Regardless, one might reasonably ask why Canon didn't simply build a better signal chain, so that the camera could read all of this information in one pass, and avoid the compromises we've discussed. After all, if simply modifying amplifier gains can bring out more information, it must be on the sensor to begin with, right? Well, strictly speaking, yes, but that's where you get into the level of engineering that costs tens of thousands of dollars a camera. People used to the sorts of cameras that cost that much might dismiss Magic Lantern's new HDR hack as lacking in real substance, but it's hard to be that dismissive of something that already works astonishingly well, costs nothing, and is doing some genuinely interesting engineering, especially given the circumstances they're working under.

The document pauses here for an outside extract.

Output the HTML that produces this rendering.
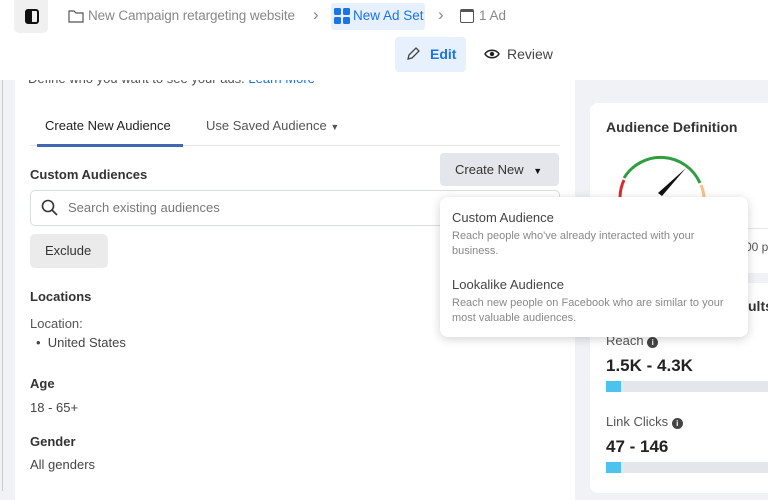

The bottom line is that it does appear to work, even if the noise suppressed by this approach is noise that was either introduced or made more visible by the way the signal chain handled the information from the sensor, as opposed to actually making the sensor less noisy. Probably the reconstruction techniques will get better over time, but there's always going to be a downside. Whether you want to use it is, as with DSLRs themselves, down to whether you can put up with the caveats.